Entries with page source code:
__________________________________________________
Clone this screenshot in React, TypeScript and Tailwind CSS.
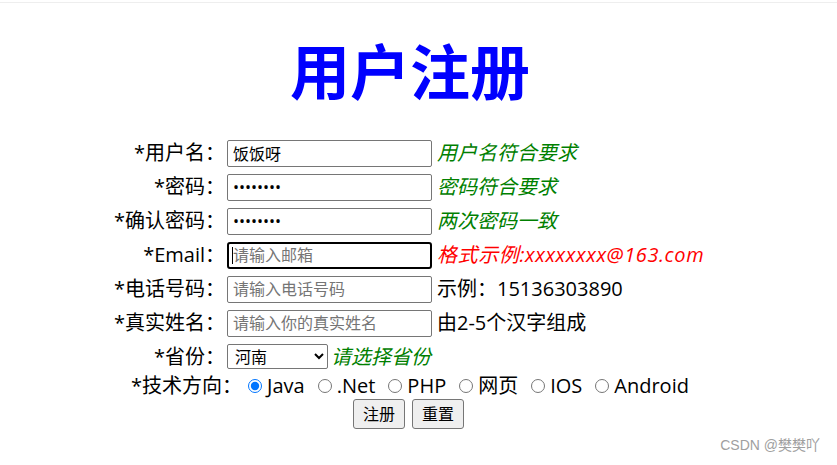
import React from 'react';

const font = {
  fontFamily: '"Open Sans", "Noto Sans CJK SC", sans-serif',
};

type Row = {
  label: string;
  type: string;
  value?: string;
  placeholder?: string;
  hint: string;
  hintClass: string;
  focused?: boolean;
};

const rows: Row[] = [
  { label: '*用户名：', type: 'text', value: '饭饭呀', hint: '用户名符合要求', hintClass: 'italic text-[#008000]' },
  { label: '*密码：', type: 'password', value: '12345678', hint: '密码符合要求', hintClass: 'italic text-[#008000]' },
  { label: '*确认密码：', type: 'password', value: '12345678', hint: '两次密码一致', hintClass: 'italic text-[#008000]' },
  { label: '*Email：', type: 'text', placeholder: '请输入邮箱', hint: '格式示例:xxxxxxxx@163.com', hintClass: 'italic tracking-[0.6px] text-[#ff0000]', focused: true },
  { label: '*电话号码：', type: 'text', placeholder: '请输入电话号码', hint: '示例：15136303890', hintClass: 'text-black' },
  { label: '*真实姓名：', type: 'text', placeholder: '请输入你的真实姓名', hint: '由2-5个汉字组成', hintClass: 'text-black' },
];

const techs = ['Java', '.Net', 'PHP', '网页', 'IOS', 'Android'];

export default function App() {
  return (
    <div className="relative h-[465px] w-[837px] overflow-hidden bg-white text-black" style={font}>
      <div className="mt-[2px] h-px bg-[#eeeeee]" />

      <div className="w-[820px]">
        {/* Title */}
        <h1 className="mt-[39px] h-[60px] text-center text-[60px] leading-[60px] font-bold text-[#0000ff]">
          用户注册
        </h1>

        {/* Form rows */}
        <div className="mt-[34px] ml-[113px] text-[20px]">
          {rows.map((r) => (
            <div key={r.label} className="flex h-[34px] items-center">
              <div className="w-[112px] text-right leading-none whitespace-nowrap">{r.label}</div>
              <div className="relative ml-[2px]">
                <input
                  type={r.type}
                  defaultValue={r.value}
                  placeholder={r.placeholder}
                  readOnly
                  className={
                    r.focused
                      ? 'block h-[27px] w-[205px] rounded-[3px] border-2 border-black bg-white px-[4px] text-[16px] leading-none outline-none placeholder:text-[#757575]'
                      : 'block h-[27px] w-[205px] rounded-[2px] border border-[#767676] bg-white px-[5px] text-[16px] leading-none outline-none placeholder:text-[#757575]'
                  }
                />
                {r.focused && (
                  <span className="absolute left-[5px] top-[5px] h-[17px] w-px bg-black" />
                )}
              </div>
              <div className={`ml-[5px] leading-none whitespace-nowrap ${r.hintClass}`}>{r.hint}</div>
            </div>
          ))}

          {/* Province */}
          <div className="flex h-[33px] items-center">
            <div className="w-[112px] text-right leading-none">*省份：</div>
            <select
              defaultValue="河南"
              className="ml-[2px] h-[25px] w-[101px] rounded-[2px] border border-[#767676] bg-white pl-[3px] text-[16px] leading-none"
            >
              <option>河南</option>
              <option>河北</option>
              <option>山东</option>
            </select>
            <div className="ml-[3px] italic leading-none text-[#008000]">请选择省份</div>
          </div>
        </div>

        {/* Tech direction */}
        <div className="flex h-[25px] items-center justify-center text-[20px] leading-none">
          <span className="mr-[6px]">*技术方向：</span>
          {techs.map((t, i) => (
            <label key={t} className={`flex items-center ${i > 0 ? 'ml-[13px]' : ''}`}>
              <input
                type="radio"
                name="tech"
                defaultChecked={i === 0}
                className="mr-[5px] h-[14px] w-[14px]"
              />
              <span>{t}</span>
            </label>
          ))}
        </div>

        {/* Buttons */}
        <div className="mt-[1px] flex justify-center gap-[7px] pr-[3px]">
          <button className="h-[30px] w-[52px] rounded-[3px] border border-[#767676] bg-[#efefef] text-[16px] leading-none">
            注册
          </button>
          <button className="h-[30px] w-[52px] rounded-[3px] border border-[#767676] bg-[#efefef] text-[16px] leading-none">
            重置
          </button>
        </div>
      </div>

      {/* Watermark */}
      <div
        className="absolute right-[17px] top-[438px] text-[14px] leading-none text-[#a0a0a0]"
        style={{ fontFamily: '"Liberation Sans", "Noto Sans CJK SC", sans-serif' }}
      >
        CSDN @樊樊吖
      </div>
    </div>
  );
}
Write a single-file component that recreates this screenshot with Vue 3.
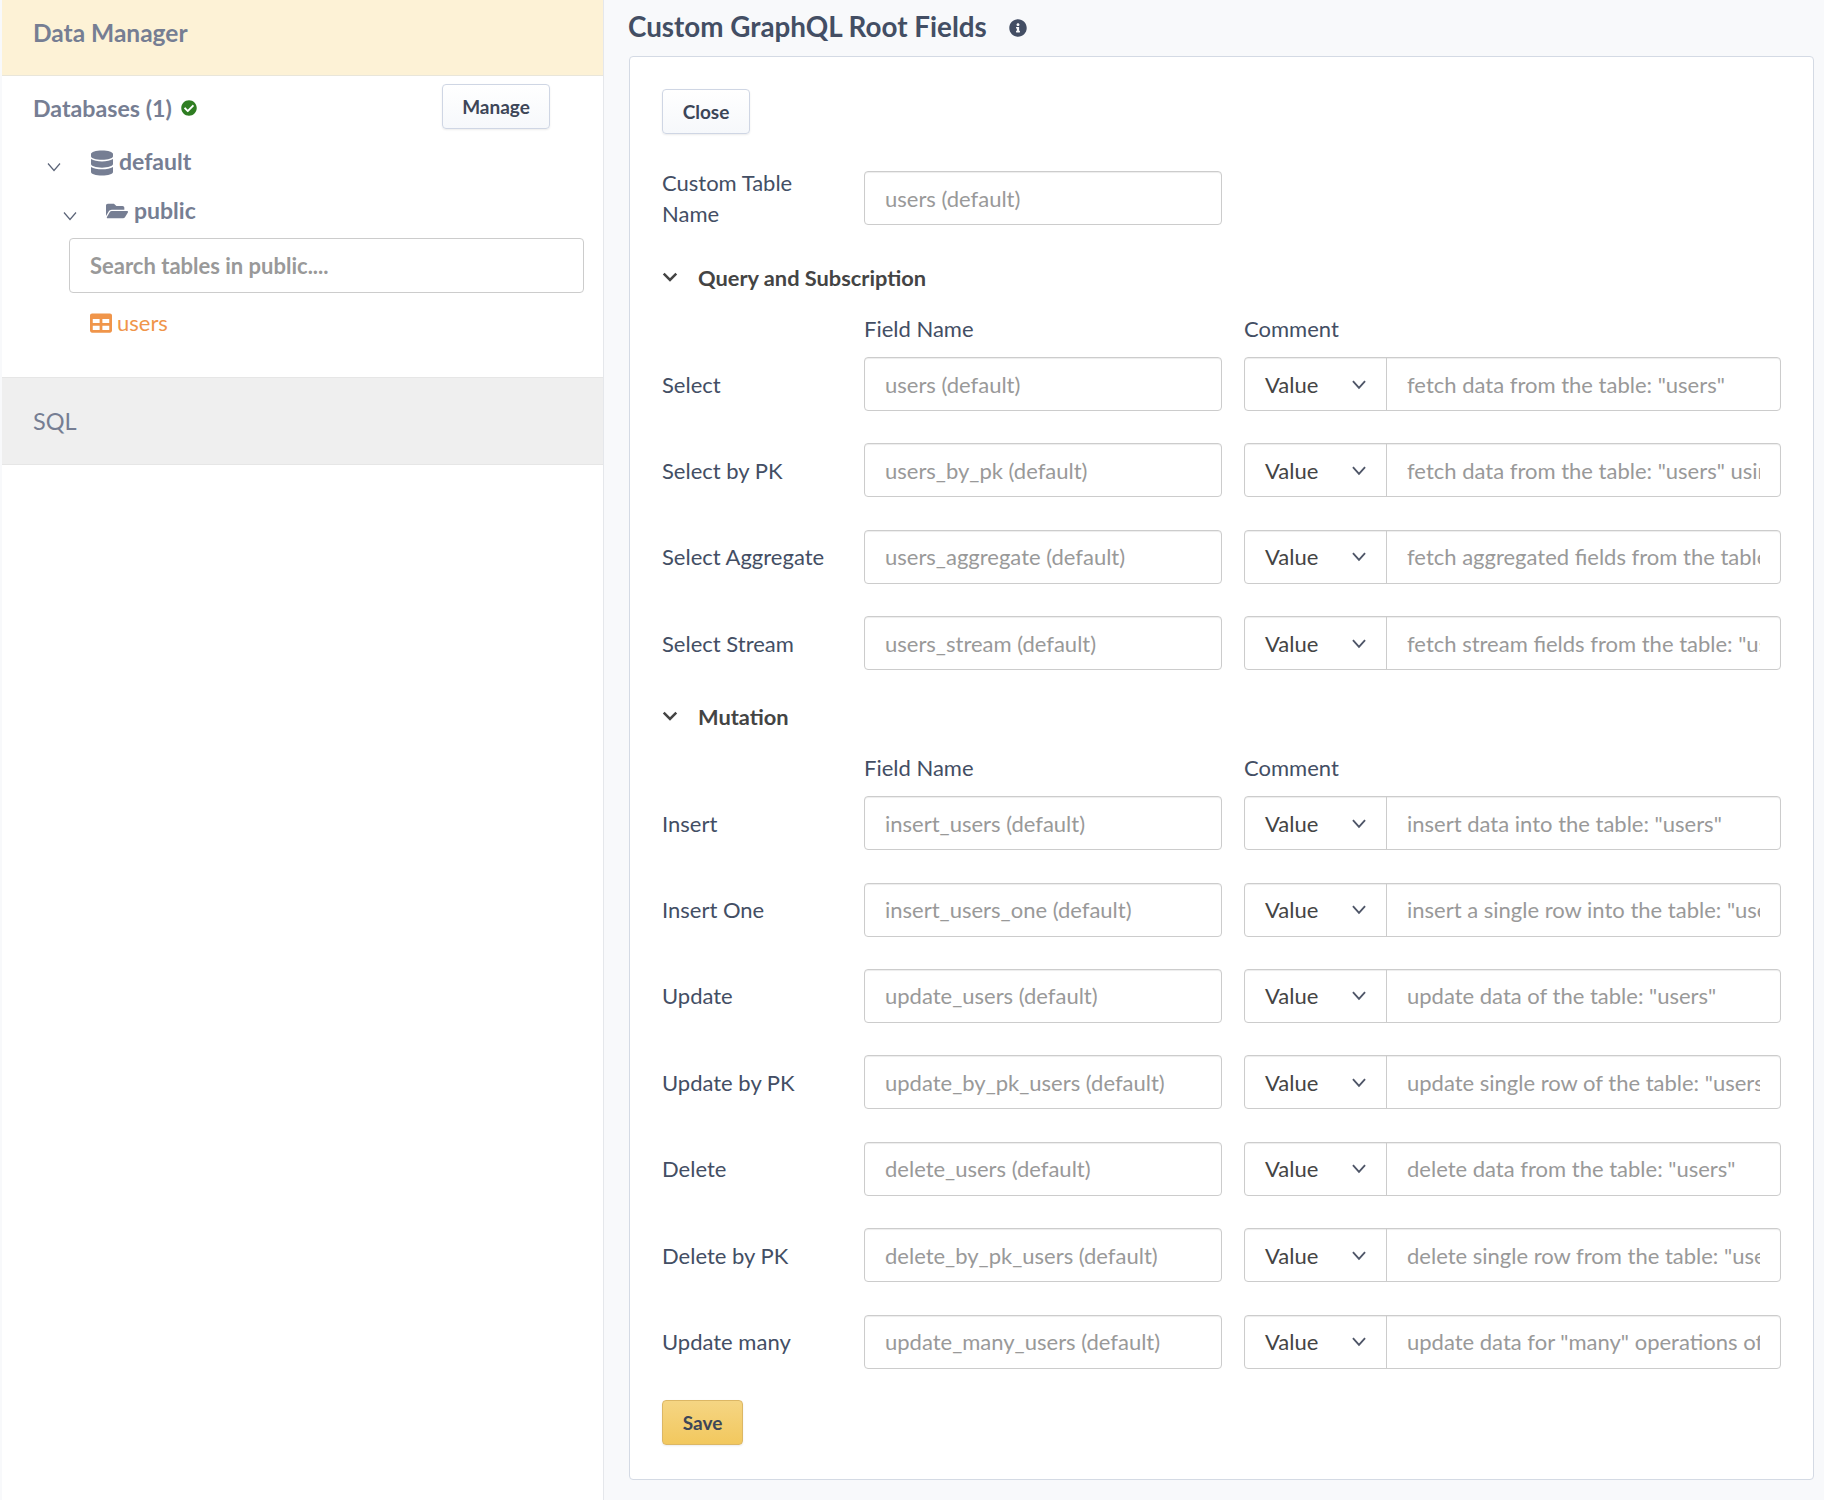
__________________________________________________
What is expected ▸ Find all lines with "this" in them and copy each one.

Reply to the task ▸
Clone this screenshot in React, TypeScript and Tailwind CSS.
Write a single-file component that recreates this screenshot with Vue 3.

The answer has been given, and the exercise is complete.